▶ _WHAT IS EXPECTED_
Each line of the material below that holds the word "matches" needs to be copied.

::: LISTING :::

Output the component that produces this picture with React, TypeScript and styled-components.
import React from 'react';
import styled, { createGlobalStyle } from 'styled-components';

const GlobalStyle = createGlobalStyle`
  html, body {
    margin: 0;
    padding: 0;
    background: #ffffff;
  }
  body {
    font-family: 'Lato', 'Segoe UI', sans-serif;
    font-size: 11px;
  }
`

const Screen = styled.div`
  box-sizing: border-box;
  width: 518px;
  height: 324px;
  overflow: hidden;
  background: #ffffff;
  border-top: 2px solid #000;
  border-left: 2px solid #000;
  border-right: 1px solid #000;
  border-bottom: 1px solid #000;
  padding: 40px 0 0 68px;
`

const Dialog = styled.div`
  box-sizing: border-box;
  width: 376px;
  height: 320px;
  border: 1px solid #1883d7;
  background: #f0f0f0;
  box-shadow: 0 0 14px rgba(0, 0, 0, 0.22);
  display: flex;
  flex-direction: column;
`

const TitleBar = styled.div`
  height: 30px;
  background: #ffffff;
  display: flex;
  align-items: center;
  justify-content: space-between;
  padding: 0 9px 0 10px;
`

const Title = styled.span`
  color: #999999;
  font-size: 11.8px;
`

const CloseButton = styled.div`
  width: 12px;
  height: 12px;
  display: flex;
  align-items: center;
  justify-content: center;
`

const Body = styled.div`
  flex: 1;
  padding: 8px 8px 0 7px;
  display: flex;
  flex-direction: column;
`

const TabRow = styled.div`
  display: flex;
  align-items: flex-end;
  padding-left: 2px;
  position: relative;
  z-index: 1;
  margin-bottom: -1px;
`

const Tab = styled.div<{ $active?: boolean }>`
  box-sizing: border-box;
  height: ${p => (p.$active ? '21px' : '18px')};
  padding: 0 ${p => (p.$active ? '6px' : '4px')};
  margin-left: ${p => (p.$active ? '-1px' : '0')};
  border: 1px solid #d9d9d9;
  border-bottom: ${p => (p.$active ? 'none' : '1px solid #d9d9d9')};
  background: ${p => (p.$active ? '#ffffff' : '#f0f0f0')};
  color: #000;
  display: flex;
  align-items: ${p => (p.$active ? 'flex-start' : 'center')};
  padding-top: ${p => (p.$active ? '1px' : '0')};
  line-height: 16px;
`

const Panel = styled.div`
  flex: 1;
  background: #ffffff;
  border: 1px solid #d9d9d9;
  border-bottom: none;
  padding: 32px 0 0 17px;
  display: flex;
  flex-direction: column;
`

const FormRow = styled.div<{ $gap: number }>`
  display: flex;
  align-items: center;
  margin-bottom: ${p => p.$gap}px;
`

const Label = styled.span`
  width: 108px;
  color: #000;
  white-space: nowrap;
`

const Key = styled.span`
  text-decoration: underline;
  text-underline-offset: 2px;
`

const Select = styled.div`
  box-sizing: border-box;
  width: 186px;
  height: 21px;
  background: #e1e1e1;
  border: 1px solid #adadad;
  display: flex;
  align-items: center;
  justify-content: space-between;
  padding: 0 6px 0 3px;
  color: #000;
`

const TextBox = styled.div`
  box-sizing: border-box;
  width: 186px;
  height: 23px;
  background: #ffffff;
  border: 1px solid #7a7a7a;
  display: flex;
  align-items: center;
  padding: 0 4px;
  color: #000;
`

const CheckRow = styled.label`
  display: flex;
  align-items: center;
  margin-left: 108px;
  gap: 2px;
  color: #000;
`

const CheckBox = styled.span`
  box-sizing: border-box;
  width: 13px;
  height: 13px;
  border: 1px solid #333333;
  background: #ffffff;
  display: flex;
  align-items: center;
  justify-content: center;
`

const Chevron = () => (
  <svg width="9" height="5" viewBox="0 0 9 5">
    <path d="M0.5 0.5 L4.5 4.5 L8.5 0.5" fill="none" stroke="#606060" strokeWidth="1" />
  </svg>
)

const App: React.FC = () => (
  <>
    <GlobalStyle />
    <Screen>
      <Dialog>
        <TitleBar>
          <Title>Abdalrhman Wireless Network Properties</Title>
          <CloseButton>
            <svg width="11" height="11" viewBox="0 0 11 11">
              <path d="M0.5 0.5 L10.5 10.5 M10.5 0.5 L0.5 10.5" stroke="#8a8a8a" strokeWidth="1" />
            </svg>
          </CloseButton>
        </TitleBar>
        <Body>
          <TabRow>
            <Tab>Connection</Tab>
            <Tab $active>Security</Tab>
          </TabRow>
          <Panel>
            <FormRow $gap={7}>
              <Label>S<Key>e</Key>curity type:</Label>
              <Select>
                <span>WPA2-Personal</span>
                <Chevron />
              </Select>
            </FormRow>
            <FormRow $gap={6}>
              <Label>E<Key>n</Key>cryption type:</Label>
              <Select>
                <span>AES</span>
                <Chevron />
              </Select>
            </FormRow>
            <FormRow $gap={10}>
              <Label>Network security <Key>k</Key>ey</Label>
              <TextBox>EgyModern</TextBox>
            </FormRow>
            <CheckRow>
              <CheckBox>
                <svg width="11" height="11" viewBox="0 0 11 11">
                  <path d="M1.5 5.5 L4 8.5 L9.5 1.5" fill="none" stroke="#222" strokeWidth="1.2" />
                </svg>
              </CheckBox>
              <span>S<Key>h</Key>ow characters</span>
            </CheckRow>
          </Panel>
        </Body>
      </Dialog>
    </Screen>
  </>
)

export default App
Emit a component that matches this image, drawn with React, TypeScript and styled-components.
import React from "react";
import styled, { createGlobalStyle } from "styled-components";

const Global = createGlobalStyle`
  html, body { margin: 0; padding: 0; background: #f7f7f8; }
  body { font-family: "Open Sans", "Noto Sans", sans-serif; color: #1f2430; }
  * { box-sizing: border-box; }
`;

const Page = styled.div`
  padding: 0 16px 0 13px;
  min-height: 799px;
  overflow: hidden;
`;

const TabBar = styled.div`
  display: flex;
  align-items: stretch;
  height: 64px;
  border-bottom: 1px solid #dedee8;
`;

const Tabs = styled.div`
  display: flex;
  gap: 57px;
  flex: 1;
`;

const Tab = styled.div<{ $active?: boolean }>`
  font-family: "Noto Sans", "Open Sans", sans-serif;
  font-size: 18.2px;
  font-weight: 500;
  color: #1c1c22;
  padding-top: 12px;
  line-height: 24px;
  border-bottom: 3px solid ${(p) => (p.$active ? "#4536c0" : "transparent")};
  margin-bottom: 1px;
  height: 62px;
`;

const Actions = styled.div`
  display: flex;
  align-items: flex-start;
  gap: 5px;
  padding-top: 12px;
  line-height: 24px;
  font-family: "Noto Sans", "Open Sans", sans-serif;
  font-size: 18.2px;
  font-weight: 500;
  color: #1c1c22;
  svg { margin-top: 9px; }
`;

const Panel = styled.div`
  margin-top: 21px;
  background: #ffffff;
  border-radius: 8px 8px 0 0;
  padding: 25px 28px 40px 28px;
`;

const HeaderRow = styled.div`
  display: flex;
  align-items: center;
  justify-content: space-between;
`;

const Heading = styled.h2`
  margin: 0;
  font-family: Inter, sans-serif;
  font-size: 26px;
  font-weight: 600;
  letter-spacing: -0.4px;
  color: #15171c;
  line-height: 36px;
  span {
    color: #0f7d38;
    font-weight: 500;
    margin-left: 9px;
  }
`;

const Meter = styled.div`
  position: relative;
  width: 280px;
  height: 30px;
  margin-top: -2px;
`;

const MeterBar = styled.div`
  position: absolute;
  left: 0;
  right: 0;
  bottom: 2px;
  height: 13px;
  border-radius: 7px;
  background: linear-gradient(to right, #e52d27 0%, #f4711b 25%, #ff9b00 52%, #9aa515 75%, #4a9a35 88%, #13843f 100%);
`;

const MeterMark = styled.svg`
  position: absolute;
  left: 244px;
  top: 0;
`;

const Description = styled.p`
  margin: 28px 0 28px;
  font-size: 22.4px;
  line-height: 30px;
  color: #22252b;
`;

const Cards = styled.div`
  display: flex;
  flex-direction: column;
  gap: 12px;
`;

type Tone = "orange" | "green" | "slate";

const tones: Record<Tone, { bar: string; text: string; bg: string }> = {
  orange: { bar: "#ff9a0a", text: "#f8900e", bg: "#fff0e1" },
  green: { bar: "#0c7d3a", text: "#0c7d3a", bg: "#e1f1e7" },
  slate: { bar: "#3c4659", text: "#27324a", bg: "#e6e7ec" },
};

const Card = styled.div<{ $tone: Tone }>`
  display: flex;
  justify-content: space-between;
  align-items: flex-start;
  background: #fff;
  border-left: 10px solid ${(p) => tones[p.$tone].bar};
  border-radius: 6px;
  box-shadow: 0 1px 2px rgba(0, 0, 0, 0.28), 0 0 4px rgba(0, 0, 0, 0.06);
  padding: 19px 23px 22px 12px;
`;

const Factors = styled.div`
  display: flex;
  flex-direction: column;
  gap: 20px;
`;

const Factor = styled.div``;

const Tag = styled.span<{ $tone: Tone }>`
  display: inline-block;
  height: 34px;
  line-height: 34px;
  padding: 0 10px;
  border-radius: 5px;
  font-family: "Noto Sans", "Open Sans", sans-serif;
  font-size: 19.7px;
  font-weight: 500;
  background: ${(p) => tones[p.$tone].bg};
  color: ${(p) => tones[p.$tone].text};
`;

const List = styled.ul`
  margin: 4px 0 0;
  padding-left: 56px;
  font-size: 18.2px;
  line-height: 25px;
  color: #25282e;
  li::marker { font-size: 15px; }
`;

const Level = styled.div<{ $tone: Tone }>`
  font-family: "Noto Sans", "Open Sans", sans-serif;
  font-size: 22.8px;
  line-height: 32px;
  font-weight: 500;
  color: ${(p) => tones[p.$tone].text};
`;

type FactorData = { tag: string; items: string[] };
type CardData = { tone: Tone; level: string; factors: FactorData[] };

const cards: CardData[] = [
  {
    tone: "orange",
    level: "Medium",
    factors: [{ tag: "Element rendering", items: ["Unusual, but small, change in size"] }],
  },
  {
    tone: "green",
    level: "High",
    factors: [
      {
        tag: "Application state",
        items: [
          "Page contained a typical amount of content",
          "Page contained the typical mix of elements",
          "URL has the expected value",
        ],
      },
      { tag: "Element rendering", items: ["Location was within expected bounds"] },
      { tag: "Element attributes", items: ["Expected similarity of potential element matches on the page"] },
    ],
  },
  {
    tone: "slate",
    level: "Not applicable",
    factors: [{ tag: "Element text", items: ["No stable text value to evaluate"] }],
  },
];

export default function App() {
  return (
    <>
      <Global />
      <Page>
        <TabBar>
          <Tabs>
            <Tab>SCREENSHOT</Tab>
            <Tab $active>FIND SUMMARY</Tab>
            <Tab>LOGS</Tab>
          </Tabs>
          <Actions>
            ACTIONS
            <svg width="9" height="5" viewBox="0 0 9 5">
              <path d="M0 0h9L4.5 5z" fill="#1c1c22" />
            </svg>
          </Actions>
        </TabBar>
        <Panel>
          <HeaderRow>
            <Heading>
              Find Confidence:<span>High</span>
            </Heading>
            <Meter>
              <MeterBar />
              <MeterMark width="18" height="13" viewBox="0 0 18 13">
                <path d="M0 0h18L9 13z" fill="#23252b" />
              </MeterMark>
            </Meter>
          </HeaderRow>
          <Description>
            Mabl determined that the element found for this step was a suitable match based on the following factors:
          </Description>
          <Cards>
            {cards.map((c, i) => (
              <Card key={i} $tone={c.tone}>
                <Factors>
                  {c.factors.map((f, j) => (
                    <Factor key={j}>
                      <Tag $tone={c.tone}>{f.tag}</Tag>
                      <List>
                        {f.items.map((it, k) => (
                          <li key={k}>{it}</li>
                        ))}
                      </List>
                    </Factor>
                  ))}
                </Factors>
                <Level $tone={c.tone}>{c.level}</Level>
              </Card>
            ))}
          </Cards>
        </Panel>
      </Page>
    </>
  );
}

:::
::: LISTING :::

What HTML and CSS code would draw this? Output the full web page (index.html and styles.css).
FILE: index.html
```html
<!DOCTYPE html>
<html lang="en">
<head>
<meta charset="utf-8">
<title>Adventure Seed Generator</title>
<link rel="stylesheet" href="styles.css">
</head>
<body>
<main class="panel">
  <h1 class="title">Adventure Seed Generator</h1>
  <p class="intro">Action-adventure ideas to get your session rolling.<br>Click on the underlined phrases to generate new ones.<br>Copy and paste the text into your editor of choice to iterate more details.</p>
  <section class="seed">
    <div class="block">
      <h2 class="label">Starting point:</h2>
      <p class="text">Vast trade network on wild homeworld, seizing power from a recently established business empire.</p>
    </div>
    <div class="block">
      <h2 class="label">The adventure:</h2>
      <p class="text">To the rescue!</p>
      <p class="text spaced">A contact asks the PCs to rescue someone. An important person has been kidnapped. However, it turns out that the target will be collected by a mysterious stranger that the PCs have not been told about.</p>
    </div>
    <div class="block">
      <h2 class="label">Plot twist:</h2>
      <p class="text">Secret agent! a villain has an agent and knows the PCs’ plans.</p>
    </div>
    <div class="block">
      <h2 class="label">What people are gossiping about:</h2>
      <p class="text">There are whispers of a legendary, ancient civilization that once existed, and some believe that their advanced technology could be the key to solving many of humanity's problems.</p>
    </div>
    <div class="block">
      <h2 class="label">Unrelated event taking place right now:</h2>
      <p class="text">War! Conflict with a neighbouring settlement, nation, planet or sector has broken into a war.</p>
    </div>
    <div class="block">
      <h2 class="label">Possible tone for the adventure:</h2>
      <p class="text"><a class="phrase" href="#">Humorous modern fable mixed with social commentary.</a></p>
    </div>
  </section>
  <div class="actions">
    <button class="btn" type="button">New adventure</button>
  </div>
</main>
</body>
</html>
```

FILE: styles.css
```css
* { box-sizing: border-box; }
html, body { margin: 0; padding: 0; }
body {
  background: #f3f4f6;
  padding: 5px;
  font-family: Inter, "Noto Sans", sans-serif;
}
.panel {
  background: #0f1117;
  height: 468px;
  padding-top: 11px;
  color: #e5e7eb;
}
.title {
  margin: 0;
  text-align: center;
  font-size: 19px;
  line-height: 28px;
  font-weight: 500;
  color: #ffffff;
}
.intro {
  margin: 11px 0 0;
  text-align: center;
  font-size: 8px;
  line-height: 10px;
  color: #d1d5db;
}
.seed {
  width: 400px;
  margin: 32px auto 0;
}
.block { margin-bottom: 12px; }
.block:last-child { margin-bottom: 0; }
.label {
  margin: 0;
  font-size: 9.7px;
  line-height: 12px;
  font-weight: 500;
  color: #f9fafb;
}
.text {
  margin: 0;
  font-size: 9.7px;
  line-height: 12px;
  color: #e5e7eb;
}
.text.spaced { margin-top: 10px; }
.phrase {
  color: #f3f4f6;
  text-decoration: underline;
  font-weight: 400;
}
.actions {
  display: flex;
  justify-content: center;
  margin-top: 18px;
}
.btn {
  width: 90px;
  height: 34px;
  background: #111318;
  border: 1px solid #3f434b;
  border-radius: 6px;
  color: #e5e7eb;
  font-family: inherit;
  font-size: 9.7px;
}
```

:::
::: LISTING :::

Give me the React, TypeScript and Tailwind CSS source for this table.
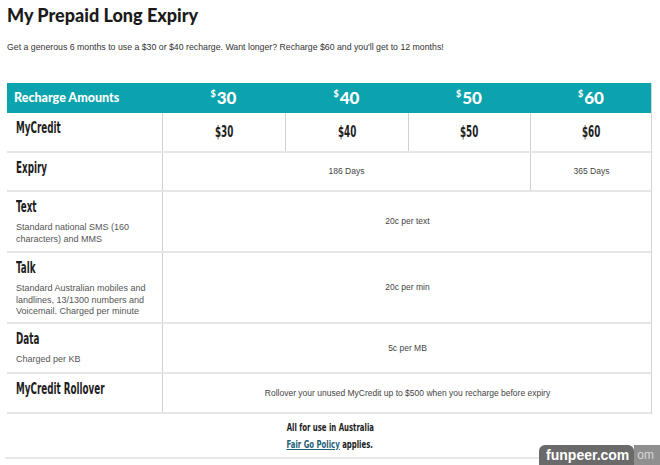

:::

▶ _ANSWER FOR THIS EXERCISE_
Emit a component that matches this image, drawn with React, TypeScript and styled-components.
      { tag: "Element attributes", items: ["Expected similarity of potential element matches on the page"] },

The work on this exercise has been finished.